A node analyzes the read and write set of a transaction to determine which reads and writes are remote.
A node performs all local reads.
A node sends its local reads to the other nodes that need them.
A node collects remote reads sent by other nodes.
A node runs the transaction and performs local writes.

Transactions must specify their read and write sets ahead of time, but the read and write set of some transactions---dubbed dependent transactions---depend on values read. To support these transactions, Calvin implements optimistic lock location prediction (OLLP). First, the transaction is run unreplicated and the read and write set is recorded. Then, the transaction is issued again with this read and write set. Once the transaction acquires locks, it checks that the read set has not changed.

Calvin with Disk-Based Storage

Deterministic scheduling means that transactions execute less concurrently.
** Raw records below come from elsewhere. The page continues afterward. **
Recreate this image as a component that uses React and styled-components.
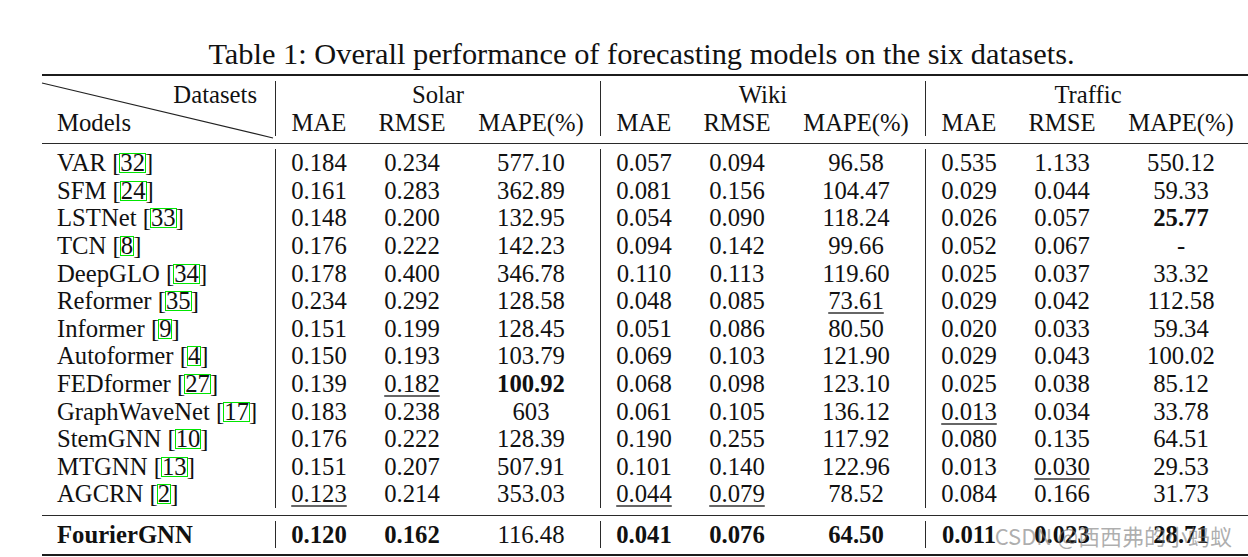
import React from 'react';
import styled, { createGlobalStyle } from 'styled-components';

const GlobalStyle = createGlobalStyle`
  html, body {
    margin: 0;
    padding: 0;
    background: #fff;
    overflow: hidden;
  }
`;

const COLS = '233px repeat(3, 87px 100px 138px)';
const ROW_H = 27.6;

const rows = [
  ['VAR', '32', '0.184', '0.234', '577.10', '0.057', '0.094', '96.58', '0.535', '1.133', '550.12'],
  ['SFM', '24', '0.161', '0.283', '362.89', '0.081', '0.156', '104.47', '0.029', '0.044', '59.33'],
  ['LSTNet', '33', '0.148', '0.200', '132.95', '0.054', '0.090', '118.24', '0.026', '0.057', '*25.77'],
  ['TCN', '8', '0.176', '0.222', '142.23', '0.094', '0.142', '99.66', '0.052', '0.067', '-'],
  ['DeepGLO', '34', '0.178', '0.400', '346.78', '0.110', '0.113', '119.60', '0.025', '0.037', '33.32'],
  ['Reformer', '35', '0.234', '0.292', '128.58', '0.048', '0.085', '_73.61', '0.029', '0.042', '112.58'],
  ['Informer', '9', '0.151', '0.199', '128.45', '0.051', '0.086', '80.50', '0.020', '0.033', '59.34'],
  ['Autoformer', '4', '0.150', '0.193', '103.79', '0.069', '0.103', '121.90', '0.029', '0.043', '100.02'],
  ['FEDformer', '27', '0.139', '_0.182', '*100.92', '0.068', '0.098', '123.10', '0.025', '0.038', '85.12'],
  ['GraphWaveNet', '17', '0.183', '0.238', '603', '0.061', '0.105', '136.12', '_0.013', '0.034', '33.78'],
  ['StemGNN', '10', '0.176', '0.222', '128.39', '0.190', '0.255', '117.92', '0.080', '0.135', '64.51'],
  ['MTGNN', '13', '0.151', '0.207', '507.91', '0.101', '0.140', '122.96', '0.013', '_0.030', '29.53'],
  ['AGCRN', '2', '_0.123', '0.214', '353.03', '_0.044', '_0.079', '78.52', '0.084', '0.166', '31.73'],
];

const ours = ['*0.120', '*0.162', '116.48', '*0.041', '*0.076', '*64.50', '*0.011', '*0.023', '*28.71'];

const datasets = ['Solar', 'Wiki', 'Traffic'];
const metrics = ['MAE', 'RMSE', 'MAPE(%)'];

const Page = styled.div`
  position: relative;
  box-sizing: border-box;
  width: 1248px;
  height: 557px;
  padding: 39px 0 0 42px;
  font-family: "Liberation Serif", "Times New Roman", serif;
  color: #111;
`;

const Table = styled.div`
  width: 1208px;
  display: flex;
  flex-direction: column;
`;

const Caption = styled.div`
  width: 1199px;
  text-align: center;
  font-size: 30.4px;
  line-height: 31px;
  margin-bottom: 4px;
`;

const Rule = styled.div`
  height: ${p => p.$h}px;
  background: ${p => p.$h > 1 ? '#1c1c1c' : '#2a2a2a'};
`;

const Section = styled.div`
  display: grid;
  grid-template-columns: ${COLS};
  grid-auto-rows: ${ROW_H}px;
  padding: ${p => p.$pt}px 0 ${p => p.$pb}px;
  font-size: 24.7px;
  line-height: ${ROW_H}px;
`;

const Cell = styled.div`
  grid-column: span ${p => p.$span || 1};
  text-align: ${p => p.$align || 'center'};
  padding-left: ${p => p.$align === 'left' ? 15 : 0}px;
  font-weight: ${p => p.$bold ? 700 : 400};
  border-left: ${p => p.$divider ? '1px solid #2a2a2a' : 'none'};
  white-space: nowrap;
`;

const Corner = styled.div`
  grid-row: span 2;
  position: relative;
  display: grid;
  grid-template-rows: ${ROW_H}px ${ROW_H}px;
`;

const Diagonal = styled.svg`
  position: absolute;
  left: 0;
  top: 0;
  overflow: visible;
  pointer-events: none;
`;

const CornerTop = styled.span`
  justify-self: end;
  padding-right: 18px;
`;

const CornerBottom = styled.span`
  justify-self: start;
  padding-left: 15px;
`;

const Cite = styled.span`
  display: inline-block;
  line-height: 18px;
  border: 1px solid #00e600;
  margin: 0 -1px;
`;

const Under = styled.span`
  text-decoration: underline;
  text-decoration-thickness: 1.5px;
  text-decoration-color: #666;
  text-underline-offset: 3px;
`;

const Watermark = styled.div`
  position: absolute;
  right: 16px;
  top: 522px;
  font-family: "Noto Sans CJK SC", "Noto Sans", sans-serif;
  font-size: 22px;
  line-height: 26px;
  color: rgba(120, 120, 120, 0.6);
  white-space: nowrap;
`;

const Value = ({ raw, divider }) => {
  const bold = raw.startsWith('*');
  const under = raw.startsWith('_');
  const text = bold || under ? raw.slice(1) : raw;
  return (
    <Cell $bold={bold} $divider={divider}>
      {under ? <Under>{text}</Under> : text}
    </Cell>
  );
};

const ValueRow = ({ values }) =>
  values.map((v, i) => <Value key={i} raw={v} divider={i % 3 === 0} />);

export default function App() {
  return (
    <>
      <GlobalStyle />
      <Page>
        <Table>
          <Caption>Table 1: Overall performance of forecasting models on the six datasets.</Caption>
          <Rule $h={2} />
          <Section $pt={5} $pb={6.8}>
            <Corner>
              <Diagonal width="233" height="55">
                <line x1="0" y1="2" x2="231" y2="57" stroke="#222" strokeWidth="1.2" />
              </Diagonal>
              <CornerTop>Datasets</CornerTop>
              <CornerBottom>Models</CornerBottom>
            </Corner>
            {datasets.map(d => (
              <Cell key={d} $span={3} $divider>{d}</Cell>
            ))}
            {datasets.map(d =>
              metrics.map((m, i) => (
                <Cell key={d + m} $divider={i === 0}>{m}</Cell>
              ))
            )}
          </Section>
          <Rule $h={1} />
          <Section $pt={5.2} $pb={7}>
            {rows.map(([name, ref, ...vals]) => (
              <React.Fragment key={name}>
                <Cell $align="left">
                  {name} [<Cite>{ref}</Cite>]
                </Cell>
                <ValueRow values={vals} />
              </React.Fragment>
            ))}
          </Section>
          <Rule $h={1} />
          <Section $pt={5} $pb={5.4}>
            <Cell $align="left" $bold>FourierGNN</Cell>
            <ValueRow values={ours} />
          </Section>
          <Rule $h={2} />
        </Table>
        <Watermark>CSDN @西西弗的小蚂蚁</Watermark>
      </Page>
    </>
  );
}
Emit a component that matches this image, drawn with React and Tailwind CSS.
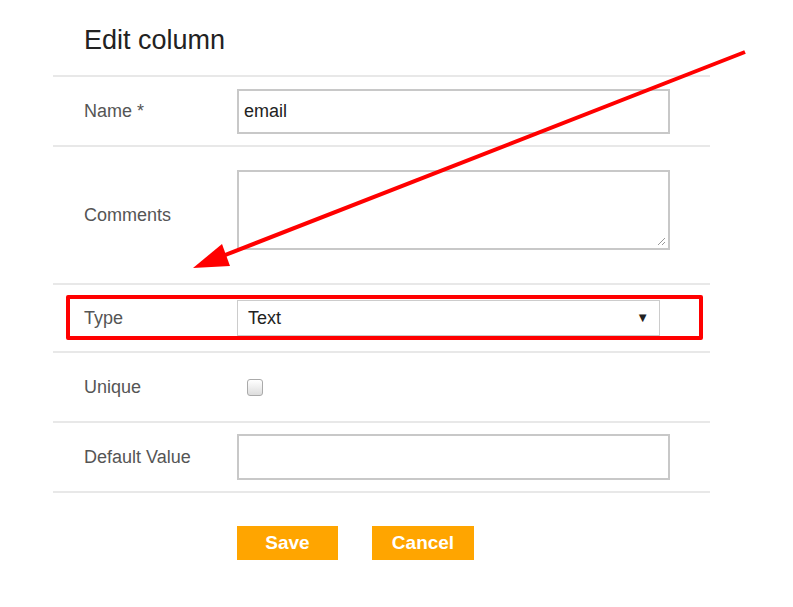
export default function App() {
  const row = "flex items-center border-t-2 border-[#e8e8e8]";
  const label = "w-[184px] pl-[31px] text-[18px] text-[#555]";
  return (
    <div className="relative w-[793px] h-[607px] bg-white" style={{ fontFamily: '"Liberation Sans", Arial, sans-serif' }}>
      <div className="ml-[53px] w-[657px]">
        <div className="h-[75px] pl-[31px] pt-[27px] text-[27px] leading-none text-[#222]">Edit column</div>
        <div className={row + " h-[70px]"}>
          <div className={label}>Name *</div>
          <div className="w-[433px] h-[45px] border-2 border-[#c8c8c8] flex items-center px-[5px] text-[18px] text-[#222]">email</div>
        </div>
        <div className={row + " h-[138px]"}>
          <div className={label}>Comments</div>
          <div className="relative w-[433px] h-[80px] border-2 border-[#c8c8c8] -mt-[11px]">
            <svg className="absolute right-[2px] bottom-[2px]" width="9" height="9" viewBox="0 0 9 9"><path d="M8 1L1 8M8 5L5 8" stroke="#999" strokeWidth="1" /></svg>
          </div>
        </div>
        <div className={row + " h-[68px]"}>
          <div className={label}>Type</div>
          <div className="w-[423px] h-[36px] border border-[#ccc] bg-white flex items-center justify-between px-[10px] text-[18px] text-[#222]">
            <span>Text</span>
            <span className="text-[13px]">▼</span>
          </div>
        </div>
        <div className={row + " h-[70px]"}>
          <div className={label}>Unique</div>
          <div className="ml-[10px] w-[16px] h-[17px] rounded-[3px] border border-[#aaa] bg-gradient-to-b from-white to-[#ddd]"></div>
        </div>
        <div className={row + " h-[70px]"}>
          <div className={label}>Default Value</div>
          <div className="w-[433px] h-[46px] border-2 border-[#c8c8c8]"></div>
        </div>
        <div className="border-t-2 border-[#e8e8e8] pl-[184px] pt-[33px] flex gap-[34px]">
          <div className="w-[101px] h-[34px] bg-[#ffa500] text-white font-bold text-[19px] flex items-center justify-center">Save</div>
          <div className="w-[102px] h-[34px] bg-[#ffa500] text-white font-bold text-[19px] flex items-center justify-center">Cancel</div>
        </div>
      </div>
      <div className="absolute left-[66px] top-[295px] w-[637px] h-[45px] border-[4px] border-[#ff0000] rounded-[2px]"></div>
      <svg className="absolute left-0 top-0" width="793" height="607">
        <line x1="745" y1="52" x2="215" y2="259" stroke="#ff0000" strokeWidth="4" />
        <polygon points="193,268 222,244 230,266" fill="#ff0000" />
      </svg>
    </div>
  );
}
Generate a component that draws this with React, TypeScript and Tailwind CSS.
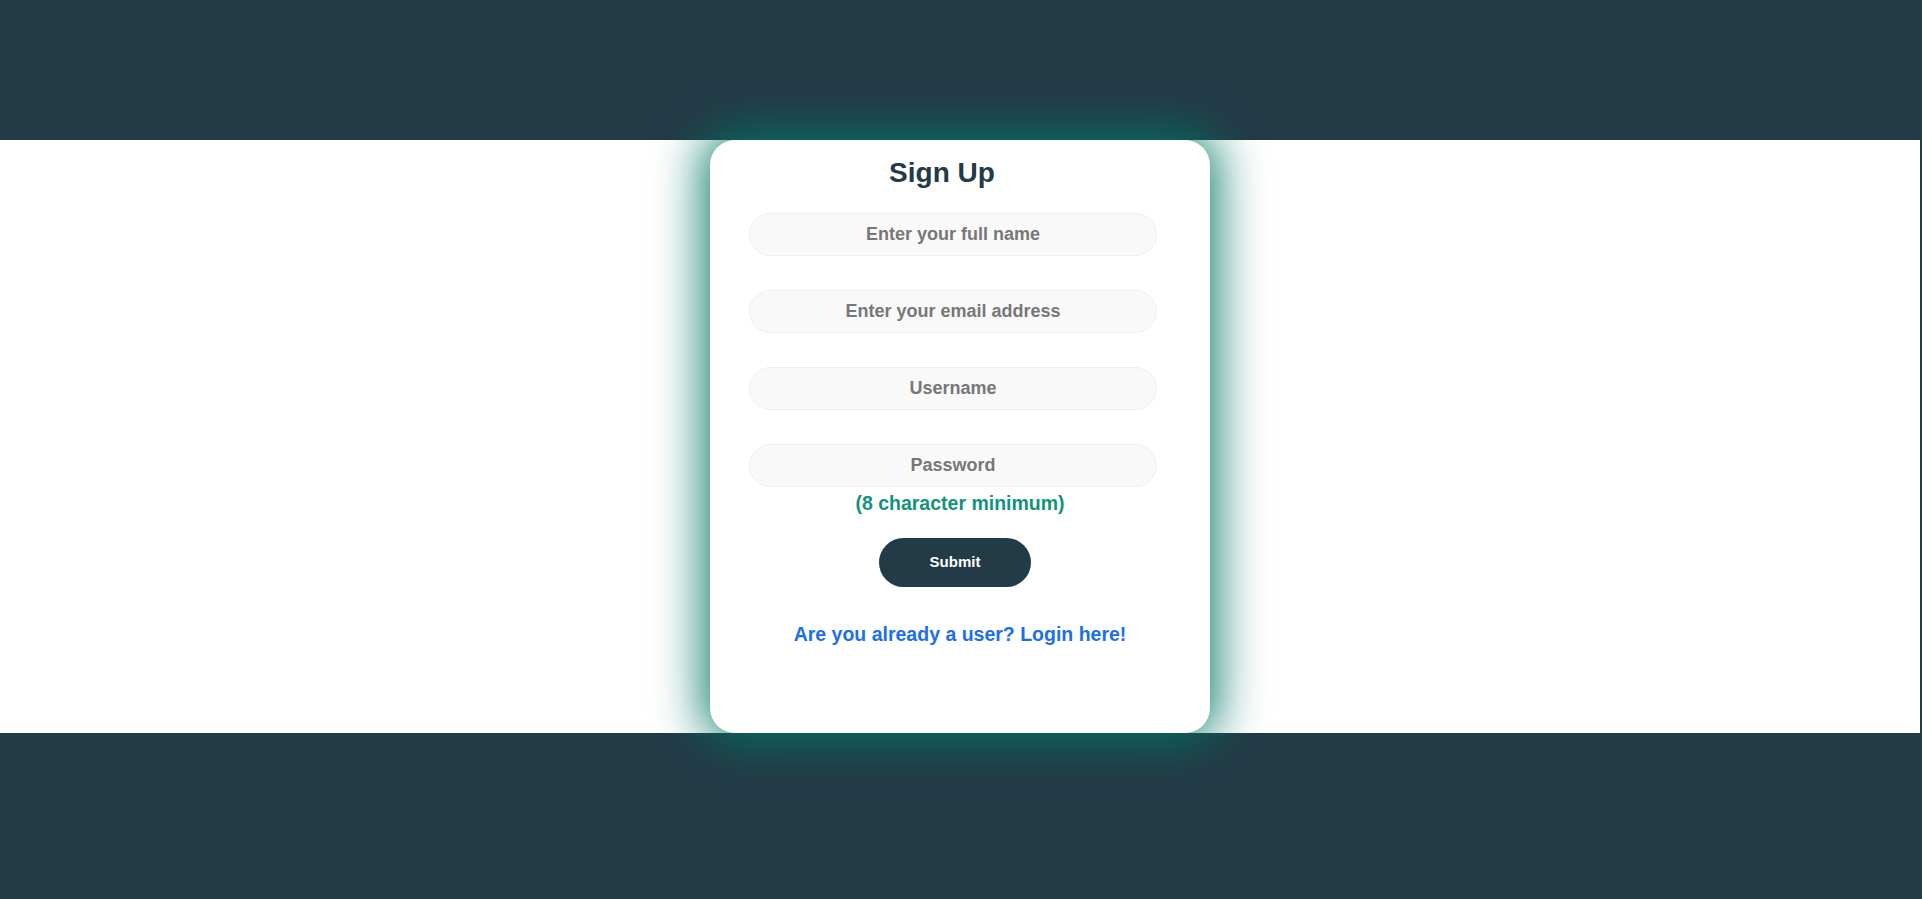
import { useState } from "react";

const fields = [
  { name: "fullName", placeholder: "Enter your full name", type: "text" },
  { name: "email", placeholder: "Enter your email address", type: "email" },
  { name: "username", placeholder: "Username", type: "text" },
  { name: "password", placeholder: "Password", type: "password" },
];

export default function App() {
  const [values, setValues] = useState<Record<string, string>>({});

  return (
    <div className="flex h-[899px] flex-col bg-[#233a47] pt-[140px] font-['Liberation_Sans',Arial,sans-serif]">
      {/* White band holding the card */}
      <div className="flex h-[593px] w-[1920px] justify-center bg-white">
        <form
          onSubmit={(e) => e.preventDefault()}
          className="flex h-full w-[500px] flex-col items-center rounded-[25px] bg-white pt-[17px] shadow-[0_0_48px_8px_rgba(0,118,100,0.9)]"
        >
          <h1 className="pr-[36px] text-[28px] font-bold leading-[32px] text-[#233a47]">Sign Up</h1>

          <div className="mt-[24px] flex flex-col gap-[34px] self-start pl-[39px]">
            {fields.map((f) => (
              <input
                key={f.name}
                type={f.type}
                placeholder={f.placeholder}
                value={values[f.name] ?? ""}
                onChange={(e) => setValues({ ...values, [f.name]: e.target.value })}
                className="h-[43px] w-[408px] rounded-full border border-[#efefef] bg-[#f9f9f9] text-center text-[18px] font-bold text-[#555] outline-none placeholder:text-[#777]"
              />
            ))}
          </div>

          <p className="mt-[4px] text-[19.5px] font-bold leading-[24px] text-[#13917b]">(8 character minimum)</p>

          <button
            type="submit"
            className="mt-[23px] ml-[169px] h-[49px] w-[152px] self-start rounded-full bg-[#233a47] text-[15px] font-bold text-white"
          >
            Submit
          </button>

          <a href="#" className="mt-[35px] text-[19.5px] font-bold leading-[24px] text-[#1b6fe8]">
            Are you already a user? Login here!
          </a>
        </form>
      </div>
    </div>
  );
}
If transaction A precedes and conflicts with transaction B, then B has to wait for A to finish before acquiring locks, fetching data from disk, and then executing. Fetching data from disks while holding locks increases the contention footprint of the transaction.

To overcome this, a sequencing node does not immediately send a transaction to a scheduler if it knows the transaction will end up blocking. Instead, it delays sending the transaction and notifies the scheduler to fetch all the needed pages into memory. To do this effectively, Calvin must (a) estimate disk IO latencies and (b) record which pages have been fetched into memory. The mechanism to do this are future work.

Checkpointing

Calvin supports three forms of checkpointing for recovery:

Naively, Calvin can freeze one replica and snapshot it allowing the other replicas to continue processing.
Calvin implements a variant of the Zig-Zag algorithm in which a certain point in the global transaction order is marked for checkpoint. All transactions that execute after the point write to new versions of the data. The old versions are checkpointed.
If the underlying storage system supports multiple versions, Calvin can leverage that for checkpointing.